EXERCISE INSTRUCTIONS: Of the lines in the listing below, how many hold "this"? Answer with the number only.

PROVIDED INFORMATION:

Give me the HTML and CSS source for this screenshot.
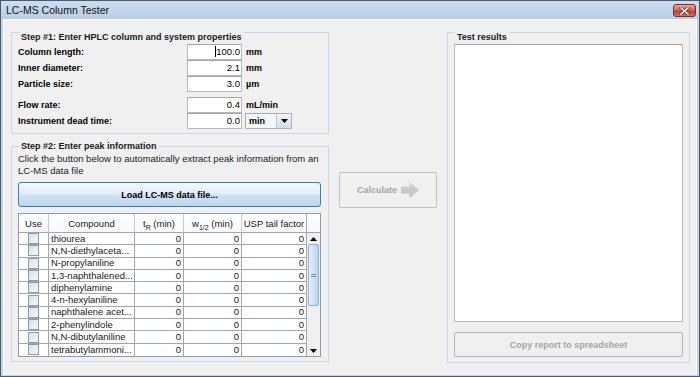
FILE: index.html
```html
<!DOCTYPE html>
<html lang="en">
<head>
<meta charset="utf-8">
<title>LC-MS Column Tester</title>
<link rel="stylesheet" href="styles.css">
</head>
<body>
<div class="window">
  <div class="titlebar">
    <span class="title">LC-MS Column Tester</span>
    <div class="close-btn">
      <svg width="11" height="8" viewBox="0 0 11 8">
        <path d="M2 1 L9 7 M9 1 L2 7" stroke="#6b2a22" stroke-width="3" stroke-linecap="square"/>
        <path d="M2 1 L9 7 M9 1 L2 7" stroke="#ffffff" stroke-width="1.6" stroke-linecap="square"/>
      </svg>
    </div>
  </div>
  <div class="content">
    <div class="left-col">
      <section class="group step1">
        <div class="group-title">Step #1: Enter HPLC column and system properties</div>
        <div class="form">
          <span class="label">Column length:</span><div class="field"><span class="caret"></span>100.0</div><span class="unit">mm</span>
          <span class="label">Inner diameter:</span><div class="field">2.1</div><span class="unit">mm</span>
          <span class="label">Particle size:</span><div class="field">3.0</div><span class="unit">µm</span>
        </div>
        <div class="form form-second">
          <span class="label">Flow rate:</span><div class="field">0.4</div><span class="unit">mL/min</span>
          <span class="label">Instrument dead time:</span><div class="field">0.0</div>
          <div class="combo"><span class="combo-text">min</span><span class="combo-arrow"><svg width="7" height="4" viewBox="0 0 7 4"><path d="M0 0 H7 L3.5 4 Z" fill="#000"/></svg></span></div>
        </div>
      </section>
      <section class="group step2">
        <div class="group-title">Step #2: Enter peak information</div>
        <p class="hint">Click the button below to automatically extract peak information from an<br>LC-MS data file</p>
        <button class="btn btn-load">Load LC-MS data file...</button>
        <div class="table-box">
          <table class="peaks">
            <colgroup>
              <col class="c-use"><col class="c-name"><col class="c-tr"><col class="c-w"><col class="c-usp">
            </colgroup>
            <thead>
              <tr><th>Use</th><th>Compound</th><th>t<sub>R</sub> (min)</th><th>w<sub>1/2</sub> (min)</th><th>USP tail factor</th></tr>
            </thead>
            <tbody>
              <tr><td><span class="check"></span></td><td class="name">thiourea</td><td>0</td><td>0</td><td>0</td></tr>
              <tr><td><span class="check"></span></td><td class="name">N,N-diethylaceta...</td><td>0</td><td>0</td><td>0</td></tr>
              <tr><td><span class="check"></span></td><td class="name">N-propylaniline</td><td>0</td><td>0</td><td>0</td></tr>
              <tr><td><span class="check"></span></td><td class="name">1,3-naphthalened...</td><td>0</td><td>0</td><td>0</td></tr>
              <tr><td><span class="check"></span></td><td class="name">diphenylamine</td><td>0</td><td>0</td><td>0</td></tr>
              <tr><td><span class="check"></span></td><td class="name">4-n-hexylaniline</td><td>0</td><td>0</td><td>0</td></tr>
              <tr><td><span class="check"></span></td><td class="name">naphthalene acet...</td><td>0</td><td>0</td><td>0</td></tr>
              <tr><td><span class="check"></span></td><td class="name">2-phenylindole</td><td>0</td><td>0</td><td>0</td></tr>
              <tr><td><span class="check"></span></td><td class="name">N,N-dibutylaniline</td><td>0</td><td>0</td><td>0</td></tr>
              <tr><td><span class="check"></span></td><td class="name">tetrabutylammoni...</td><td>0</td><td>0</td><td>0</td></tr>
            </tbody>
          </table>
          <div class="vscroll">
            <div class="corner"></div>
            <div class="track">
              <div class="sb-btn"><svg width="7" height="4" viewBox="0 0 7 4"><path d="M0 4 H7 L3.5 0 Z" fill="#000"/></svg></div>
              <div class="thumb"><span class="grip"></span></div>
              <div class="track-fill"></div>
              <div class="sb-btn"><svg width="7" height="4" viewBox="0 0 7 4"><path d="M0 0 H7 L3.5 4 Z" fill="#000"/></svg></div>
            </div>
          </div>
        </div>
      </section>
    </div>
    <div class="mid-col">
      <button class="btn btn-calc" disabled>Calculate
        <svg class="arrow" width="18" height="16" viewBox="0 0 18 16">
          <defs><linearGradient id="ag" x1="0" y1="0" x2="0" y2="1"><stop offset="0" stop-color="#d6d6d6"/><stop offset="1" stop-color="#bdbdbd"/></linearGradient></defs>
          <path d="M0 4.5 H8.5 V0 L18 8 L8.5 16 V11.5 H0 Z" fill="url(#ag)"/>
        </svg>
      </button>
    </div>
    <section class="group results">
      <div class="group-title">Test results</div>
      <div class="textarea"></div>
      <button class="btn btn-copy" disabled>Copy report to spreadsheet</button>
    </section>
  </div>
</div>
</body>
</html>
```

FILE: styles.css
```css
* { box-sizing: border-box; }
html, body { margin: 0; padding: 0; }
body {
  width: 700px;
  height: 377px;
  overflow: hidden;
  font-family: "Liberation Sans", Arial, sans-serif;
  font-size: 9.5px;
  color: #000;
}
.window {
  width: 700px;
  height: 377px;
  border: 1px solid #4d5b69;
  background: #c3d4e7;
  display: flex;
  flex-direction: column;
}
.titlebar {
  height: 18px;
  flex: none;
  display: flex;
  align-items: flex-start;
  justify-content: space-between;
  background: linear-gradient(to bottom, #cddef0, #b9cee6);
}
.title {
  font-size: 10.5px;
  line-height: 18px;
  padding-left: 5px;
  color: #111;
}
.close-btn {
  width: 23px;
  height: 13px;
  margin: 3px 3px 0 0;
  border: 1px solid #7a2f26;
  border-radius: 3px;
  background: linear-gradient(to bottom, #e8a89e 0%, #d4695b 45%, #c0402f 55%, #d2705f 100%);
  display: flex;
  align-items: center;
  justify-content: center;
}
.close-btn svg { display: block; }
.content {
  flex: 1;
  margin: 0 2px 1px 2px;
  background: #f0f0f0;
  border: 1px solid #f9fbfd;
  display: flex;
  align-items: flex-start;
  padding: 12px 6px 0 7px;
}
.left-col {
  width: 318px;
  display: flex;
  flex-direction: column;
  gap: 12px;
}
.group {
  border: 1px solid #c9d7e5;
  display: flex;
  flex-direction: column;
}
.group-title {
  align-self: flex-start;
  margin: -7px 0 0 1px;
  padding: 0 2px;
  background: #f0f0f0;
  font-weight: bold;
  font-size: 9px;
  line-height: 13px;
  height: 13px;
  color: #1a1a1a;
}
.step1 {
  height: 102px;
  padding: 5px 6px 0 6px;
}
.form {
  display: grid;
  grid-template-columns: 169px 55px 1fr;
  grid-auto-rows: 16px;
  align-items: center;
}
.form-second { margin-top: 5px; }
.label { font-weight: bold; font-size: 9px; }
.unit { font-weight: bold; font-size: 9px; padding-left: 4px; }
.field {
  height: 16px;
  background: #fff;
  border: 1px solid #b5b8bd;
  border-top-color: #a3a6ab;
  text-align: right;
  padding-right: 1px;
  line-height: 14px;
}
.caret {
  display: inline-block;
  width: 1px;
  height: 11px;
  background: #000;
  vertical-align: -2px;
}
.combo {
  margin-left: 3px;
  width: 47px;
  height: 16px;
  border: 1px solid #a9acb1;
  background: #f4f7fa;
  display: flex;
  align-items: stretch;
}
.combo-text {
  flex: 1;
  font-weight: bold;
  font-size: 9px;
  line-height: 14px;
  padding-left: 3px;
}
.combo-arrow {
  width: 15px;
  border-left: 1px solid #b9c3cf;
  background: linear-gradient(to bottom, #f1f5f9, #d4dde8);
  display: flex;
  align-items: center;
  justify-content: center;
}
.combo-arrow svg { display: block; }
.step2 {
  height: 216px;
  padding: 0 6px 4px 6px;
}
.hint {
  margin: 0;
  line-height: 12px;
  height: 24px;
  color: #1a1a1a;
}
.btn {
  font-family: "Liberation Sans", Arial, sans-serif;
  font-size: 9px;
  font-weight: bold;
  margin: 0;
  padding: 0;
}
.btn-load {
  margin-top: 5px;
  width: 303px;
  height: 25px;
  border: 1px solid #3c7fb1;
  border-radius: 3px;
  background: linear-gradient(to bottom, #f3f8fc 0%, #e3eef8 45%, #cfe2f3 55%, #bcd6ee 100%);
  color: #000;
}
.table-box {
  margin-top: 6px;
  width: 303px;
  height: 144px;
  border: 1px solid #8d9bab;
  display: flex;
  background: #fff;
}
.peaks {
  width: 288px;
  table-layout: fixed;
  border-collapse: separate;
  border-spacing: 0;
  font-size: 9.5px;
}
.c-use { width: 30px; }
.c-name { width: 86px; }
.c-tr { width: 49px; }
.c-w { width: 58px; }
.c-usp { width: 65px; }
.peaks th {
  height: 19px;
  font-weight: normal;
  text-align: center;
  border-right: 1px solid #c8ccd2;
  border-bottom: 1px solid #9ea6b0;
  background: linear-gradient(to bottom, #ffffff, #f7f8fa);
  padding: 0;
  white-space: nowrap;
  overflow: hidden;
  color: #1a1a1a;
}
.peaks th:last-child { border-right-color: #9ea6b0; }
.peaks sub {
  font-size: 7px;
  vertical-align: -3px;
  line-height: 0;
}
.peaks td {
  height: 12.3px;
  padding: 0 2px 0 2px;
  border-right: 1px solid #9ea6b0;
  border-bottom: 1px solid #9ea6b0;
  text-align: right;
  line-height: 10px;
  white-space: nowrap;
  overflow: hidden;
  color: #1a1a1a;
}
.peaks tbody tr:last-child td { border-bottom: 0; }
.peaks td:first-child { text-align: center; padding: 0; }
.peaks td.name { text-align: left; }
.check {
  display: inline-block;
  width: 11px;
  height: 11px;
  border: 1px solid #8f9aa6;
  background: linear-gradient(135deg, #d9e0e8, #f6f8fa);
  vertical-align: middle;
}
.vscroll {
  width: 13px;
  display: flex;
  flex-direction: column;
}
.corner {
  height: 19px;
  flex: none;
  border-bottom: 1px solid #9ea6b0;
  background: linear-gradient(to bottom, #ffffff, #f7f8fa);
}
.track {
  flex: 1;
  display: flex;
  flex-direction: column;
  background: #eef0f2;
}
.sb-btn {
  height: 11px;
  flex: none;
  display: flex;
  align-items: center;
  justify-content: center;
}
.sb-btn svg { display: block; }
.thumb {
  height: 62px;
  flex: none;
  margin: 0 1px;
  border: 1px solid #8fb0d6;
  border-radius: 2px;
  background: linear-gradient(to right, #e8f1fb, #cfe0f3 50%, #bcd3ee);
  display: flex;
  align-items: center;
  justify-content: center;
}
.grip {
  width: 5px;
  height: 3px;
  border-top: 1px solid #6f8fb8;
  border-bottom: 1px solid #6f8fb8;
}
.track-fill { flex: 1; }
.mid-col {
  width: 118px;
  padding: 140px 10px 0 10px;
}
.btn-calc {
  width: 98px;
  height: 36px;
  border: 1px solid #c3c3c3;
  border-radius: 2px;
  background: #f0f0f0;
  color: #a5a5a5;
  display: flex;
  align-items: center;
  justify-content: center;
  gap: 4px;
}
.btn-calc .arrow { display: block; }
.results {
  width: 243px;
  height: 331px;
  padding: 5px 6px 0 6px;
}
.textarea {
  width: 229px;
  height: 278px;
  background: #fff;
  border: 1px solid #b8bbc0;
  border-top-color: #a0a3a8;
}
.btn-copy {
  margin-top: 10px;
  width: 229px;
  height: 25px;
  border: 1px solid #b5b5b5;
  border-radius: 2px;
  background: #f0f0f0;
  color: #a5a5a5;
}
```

==

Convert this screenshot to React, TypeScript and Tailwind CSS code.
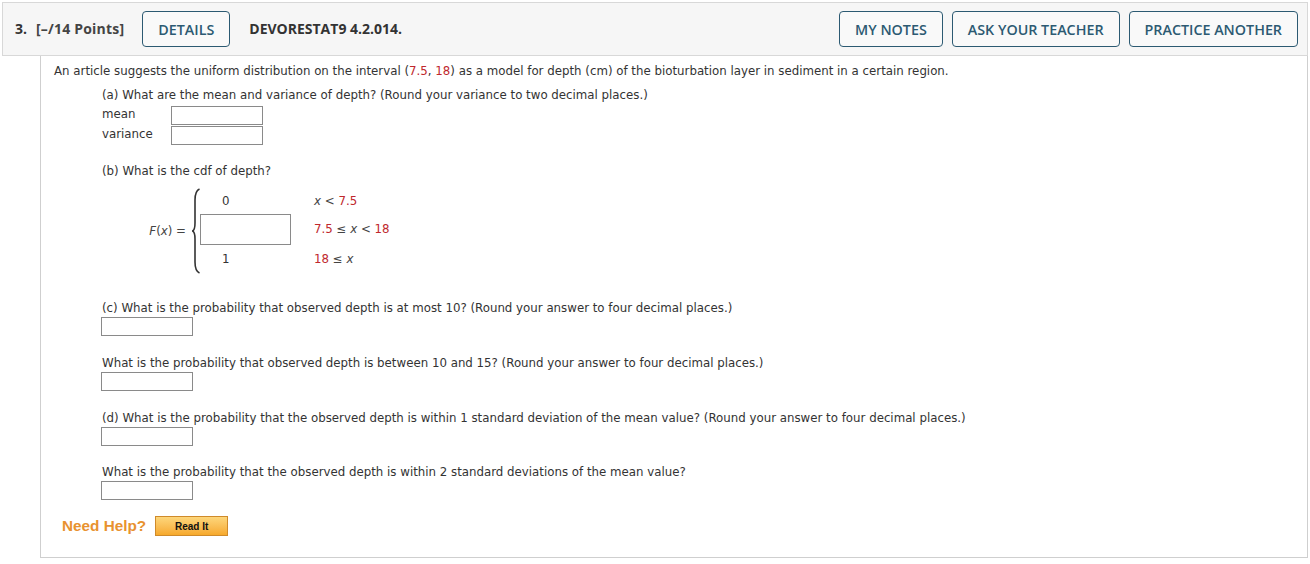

RESPONSE: 2